Bitterballen, on the other hand, that is crazy good fun cooking.

I will say, however, it’s not easy work.

Bitterballen are fried Dutch meatballs made with roasted beef instead of raw mince. And, they’re held together with a milk and flour mixture rather than mashed potatoes or eggs. It’s a multi-step recipe… and I understand people – who just want to get food on the table – aren’t going to take the time to make Bitterballen.

That’s not me.

Indeed, after my first attempt, in which I roasted a steak turned out so well, I decided to make an entire extra roast on Easter just so I could make Bitterballen. (Yes, they’re totally, totally worth it.)

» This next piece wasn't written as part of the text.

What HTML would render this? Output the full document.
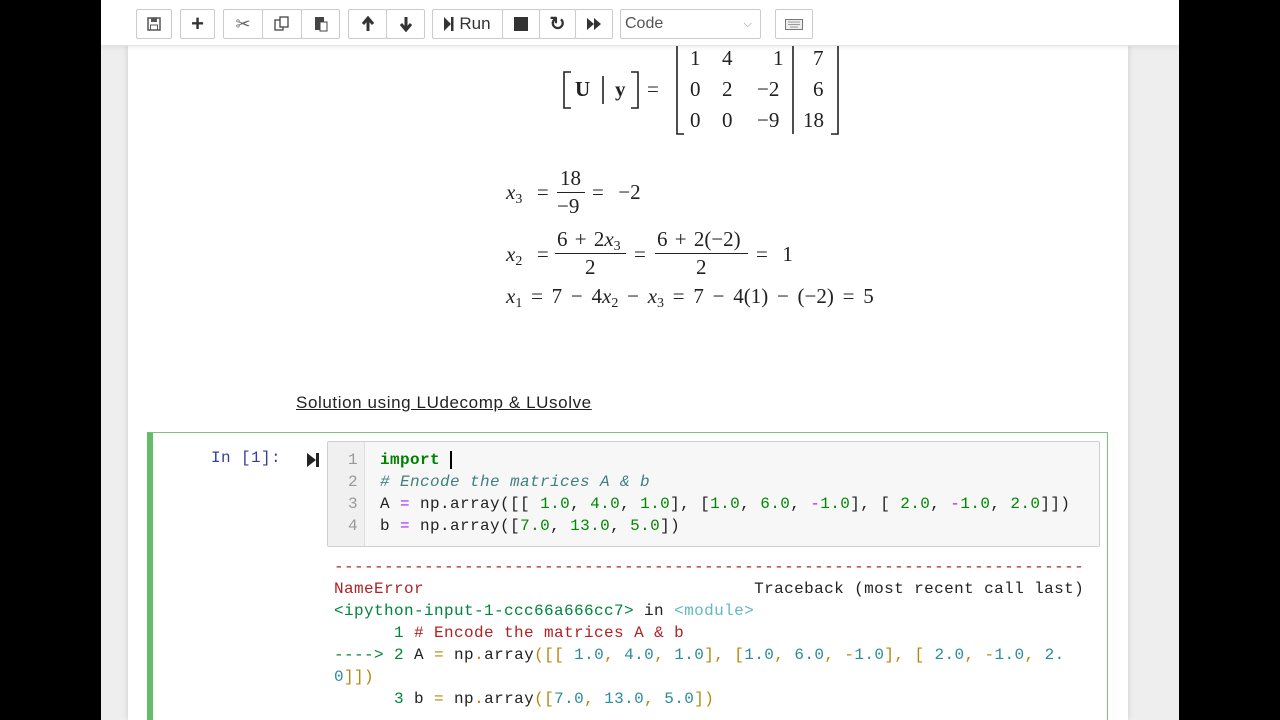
<!DOCTYPE html>
<html><head><meta charset="utf-8"><style>
*{margin:0;padding:0;box-sizing:border-box}
html,body{width:1280px;height:720px;overflow:hidden}
body{position:relative;background:#000;font-family:"Liberation Sans",sans-serif}
.a{position:absolute}
.page{left:101px;top:0;width:1078px;height:720px;background:#eee}
.nb{left:128px;top:0;width:1000px;height:720px;background:#fff;box-shadow:0 0 6px rgba(0,0,0,.15)}
.tb{left:101px;top:0;width:1078px;height:46px;background:#fff;border-bottom:1px solid #e4e4e4;box-shadow:0 2px 4px rgba(0,0,0,.06)}
.btn{position:absolute;top:9px;height:30px;border:1px solid #ccc;border-radius:2px;background:#fff;display:flex;align-items:center;justify-content:center;color:#333;font-size:16px}
.m{font-family:"Liberation Serif",serif;font-size:21px;color:#222;position:absolute;white-space:pre;line-height:1;word-spacing:2px}
.i{font-style:italic}
.sub{font-size:14px;position:relative;top:4px}
.fl{position:absolute;height:1px;background:#222}
.code{font-family:"Liberation Mono",monospace;font-size:16px;letter-spacing:.4px;white-space:pre;position:absolute;line-height:22px}
.kw{color:#008000;font-weight:bold}.cm{color:#408080;font-style:italic}.op{color:#aa22ff}.nu{color:#080}
.red{color:#b22222}.grn{color:#00843d}.cy{color:#2a8b9b}.yl{color:#b8860b}.lc{color:#61b8c4}
</style></head><body>
<div class="a page"></div>
<div class="a nb"></div>

<svg class="a" style="left:0;top:0" width="1280" height="720">
<g stroke="#222" stroke-width="1.6" fill="none">
<path d="M571 72 H564 V108 H571"/>
<path d="M631 72 H638 V108 H631"/>
<line x1="603" y1="76" x2="603" y2="104"/>
<path d="M684 40 H677 V134 H684"/>
<path d="M831 40 H838 V134 H831"/>
<line x1="793" y1="40" x2="793" y2="134"/>
</g>
</svg>
<span class="m" style="left:575px;top:79px;font-weight:bold">U</span>
<span class="m" style="left:615px;top:79px;font-weight:bold">y</span>
<span class="m" style="left:647px;top:79px">=</span>
<span class="m" style="left:690px;top:48px">1</span><span class="m" style="left:722px;top:48px">4</span><span class="m" style="left:773px;top:48px">1</span><span class="m" style="left:813px;top:48px">7</span>
<span class="m" style="left:690px;top:79px">0</span><span class="m" style="left:722px;top:79px">2</span><span class="m" style="left:757px;top:79px">−2</span><span class="m" style="left:813px;top:79px">6</span>
<span class="m" style="left:690px;top:110px">0</span><span class="m" style="left:722px;top:110px">0</span><span class="m" style="left:757px;top:110px">−9</span><span class="m" style="left:803px;top:110px">18</span>

<span class="m" style="left:506px;top:182px"><span class="i">x</span><span class="sub">3</span>  =</span>
<span class="m" style="left:560px;top:168px">18</span>
<div class="fl" style="left:557px;top:192px;width:28px"></div>
<span class="m" style="left:557px;top:196px">−9</span>
<span class="m" style="left:592px;top:182px">=  −2</span>

<span class="m" style="left:506px;top:244px"><span class="i">x</span><span class="sub">2</span>  =</span>
<span class="m" style="left:557px;top:229px">6 + 2<span class="i">x</span><span class="sub">3</span></span>
<div class="fl" style="left:555px;top:253px;width:71px"></div>
<span class="m" style="left:585px;top:257px">2</span>
<span class="m" style="left:634px;top:244px">=</span>
<span class="m" style="left:657px;top:229px">6 + 2(−2)</span>
<div class="fl" style="left:655px;top:253px;width:93px"></div>
<span class="m" style="left:696px;top:257px">2</span>
<span class="m" style="left:756px;top:244px">=  1</span>

<span class="m" style="left:506px;top:286px;word-spacing:3.5px"><span class="i">x</span><span class="sub">1</span> = 7 − 4<span class="i">x</span><span class="sub">2</span> − <span class="i">x</span><span class="sub">3</span> = 7 − 4(1) − (−2) = 5</span>

<div class="a" style="left:296px;top:393px;font-size:17px;letter-spacing:.6px;color:#222;text-decoration:underline">Solution using LUdecomp &amp; LUsolve</div>

<div class="a" style="left:147px;top:432px;width:961px;height:300px;border:1px solid #7cc47c;border-left:6px solid #66bb6a;background:#fff"></div>
<div class="a" style="left:211px;top:449px;font-family:'Liberation Mono',monospace;font-size:16px;letter-spacing:.4px;color:#303f9f">In [1]:</div>
<svg class="a" style="left:306px;top:452px" width="14" height="16"><path d="M1 1 L10 8 L1 15Z" fill="#222"/><rect x="10" y="1" width="3" height="14" fill="#222"/></svg>
<div class="a" style="left:327px;top:441px;width:773px;height:106px;background:#f7f7f7;border:1px solid #cfcfcf;border-radius:2px"></div>
<div class="a" style="left:328px;top:442px;width:37px;height:104px;background:#f0f0f0;border-right:1px solid #ddd"></div>
<div class="code" style="left:348px;top:449px;color:#999">1
2
3
4</div>
<div class="code" style="left:380px;top:449px;color:#222"><span class="kw">import</span> <span style="border-left:2px solid #000"></span>
<span class="cm"># Encode the matrices A &amp; b</span>
A <span class="op">=</span> np.array([[ <span class="nu">1.0</span>, <span class="nu">4.0</span>, <span class="nu">1.0</span>], [<span class="nu">1.0</span>, <span class="nu">6.0</span>, <span class="op">-</span><span class="nu">1.0</span>], [ <span class="nu">2.0</span>, <span class="op">-</span><span class="nu">1.0</span>, <span class="nu">2.0</span>]])
b <span class="op">=</span> np.array([<span class="nu">7.0</span>, <span class="nu">13.0</span>, <span class="nu">5.0</span>])</div>

<div class="code" style="left:334px;top:556px;color:#222"><span class="red">---------------------------------------------------------------------------</span>
<span class="red">NameError</span>                                 Traceback (most recent call last)
<span class="grn">&lt;ipython-input-1-ccc66a666cc7&gt;</span> in <span class="lc">&lt;module&gt;</span>
<span class="grn">      1</span> <span class="red"># Encode the matrices A &amp; b</span>
<span class="grn">----&gt; 2</span> A <span class="yl">=</span> np<span class="yl">.</span>array<span class="yl">([[</span> <span class="cy">1.0</span><span class="yl">,</span> <span class="cy">4.0</span><span class="yl">,</span> <span class="cy">1.0</span><span class="yl">],</span> <span class="yl">[</span><span class="cy">1.0</span><span class="yl">,</span> <span class="cy">6.0</span><span class="yl">,</span> <span class="yl">-</span><span class="cy">1.0</span><span class="yl">],</span> <span class="yl">[</span> <span class="cy">2.0</span><span class="yl">,</span> <span class="yl">-</span><span class="cy">1.0</span><span class="yl">,</span> <span class="cy">2.</span>
<span class="cy">0</span><span class="yl">]])</span>
<span class="grn">      3</span> b <span class="yl">=</span> np<span class="yl">.</span>array<span class="yl">([</span><span class="cy">7.0</span><span class="yl">,</span> <span class="cy">13.0</span><span class="yl">,</span> <span class="cy">5.0</span><span class="yl">])</span></div>

<div class="a tb"></div>
<div class="btn" style="left:136px;width:36px"><svg width="14" height="14"><rect x="1" y="1" width="12" height="12" fill="none" stroke="#555" stroke-width="1.5"/><rect x="4" y="1" width="6" height="4" fill="#555"/><rect x="3.5" y="8" width="7" height="5" fill="none" stroke="#555"/></svg></div>
<div class="btn" style="left:180px;width:35px;font-size:22px;font-weight:bold">+</div>
<div class="btn" style="left:223px;width:40px;color:#666;font-size:18px">✂</div>
<div class="btn" style="left:262px;width:40px"><svg width="16" height="16" fill="none" stroke="#444" stroke-width="1.3"><rect x="1" y="4" width="8" height="10"/><rect x="6" y="1" width="8" height="10" fill="#fff"/></svg></div>
<div class="btn" style="left:301px;width:39px"><svg width="14" height="16"><rect x="1" y="1" width="9" height="13" fill="#444"/><rect x="6" y="6" width="7" height="9" fill="#fff" stroke="#444"/></svg></div>
<div class="btn" style="left:348px;width:39px"><svg width="14" height="16"><path d="M7 15V3M2 8L7 2L12 8" stroke="#333" stroke-width="3" fill="none"/></svg></div>
<div class="btn" style="left:386px;width:39px"><svg width="14" height="16"><path d="M7 1V13M2 8L7 14L12 8" stroke="#333" stroke-width="3" fill="none"/></svg></div>
<div class="btn" style="left:432px;width:71px;gap:5px;font-size:17px"><svg width="10" height="14"><path d="M0 0 L7 7 L0 14Z" fill="#333"/><rect x="7" y="0" width="2.5" height="14" fill="#333"/></svg>Run</div>
<div class="btn" style="left:502px;width:38px"><div style="width:14px;height:14px;background:#333"></div></div>
<div class="btn" style="left:539px;width:37px;font-size:19px;font-weight:bold">↻</div>
<div class="btn" style="left:575px;width:38px"><svg width="14" height="12"><path d="M0 0 L7 6 L0 12Z M7 0 L14 6 L7 12Z" fill="#333"/></svg></div>
<div class="btn" style="left:620px;width:141px;justify-content:space-between;padding:0 8px 0 4px;color:#555">Code<span style="font-size:11px;color:#888">⌵</span></div>
<div class="btn" style="left:775px;width:38px"><svg width="18" height="11"><rect x="0.5" y="0.5" width="17" height="10" fill="#eee" stroke="#777"/><path d="M3 3h12M3 5.5h12M5 8h8" stroke="#999"/></svg></div>
</body></html>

Then, I spent the entire following day making these delicious fried meatballs. Who wouldn’t want them hanging about in the fridge and freezer? Why wouldn’t you pack them into school lunchboxes for kids and still eat them for dinner? They’re simply marvellous.

At the end of Easter Monday, my kitchen was destroyed, but my belly was full and I was happy.

 

Here’s how to do it.

Katie’s Bitterballen

  • 1½ cup Roast beef, rare, finely chopped
  • 3 tablespoon Butter
  • ¼ cup Flour
  • 1 cup Milk
  • 1 tablespoon Worcestershire sauce
  • 2-3 tablespoons Chives, finely chopped
  • Salt & pepper
  • Flour, for dusting
  • 2 extra large Eggs, beaten
  • 1½ cup Breadcrumbs
  • Oil, for deep frying

Once your beef is roasted and chopped (I do it in the food processor), set it aside.

Make the milk and flour binding by melting the butter in a large saucepan. Add the flour and cook for a minute or two. Gradually add the milk, stirring continuously, until sauce is thick. Add the Worcestershire sauce, chives, beef and season with salt and pepper, to taste. Scoop this mixture into a baking sheet, and cool it.

I set it in the fridge because it’s really easiest to work with when it’s semi-solid. Yes, this takes time.

Then, lay out three large, rimmed plates or shallow mixing bowls. You’ll place flour in one, beaten eggs in the next, and the breadcrumbs in the final bowl. And, you may need more or less of these ingredients; this is really a rough guide. Incidentally, I believe the original recipe calls for dried breadcrumbs, but I just whizz up enough from whatever fresh or stale bread we have on hand.

To form the meatballs, scoop tablespoons of the semi-solid beef and milk mixture into the flour. Roll into balls with a coating of flour on the outside of the meatball. Drop these into the egg, spoon to coat. Then, drain the excess and drop into the breadcrumbs. Place on a tray. When complete – or the tray is full, place it in the fridge and allow it to set for at least another 30 minutes.

To fry the meatballs, heat oil in a wok (really, this works best). You want enough to essentially deep fry the Bitterballen with a few turns. If you shallow fry them in a pan, you’re not going to get rounded meatballs. (After making meatballs from 12 cups – yes 12 cups – of chopped beef in a single day, I’m certain I have this right.)

The original recipe I used says this makes 18 servings, but I have no idea what that means, only that it’s enough to whet your appetite. Enjoy hot with a bit of mustard and you’re all set. (Also, expect family to hang around the stove for the final part of the process, waiting for the first few Bitterballen to shovel into their mouths.)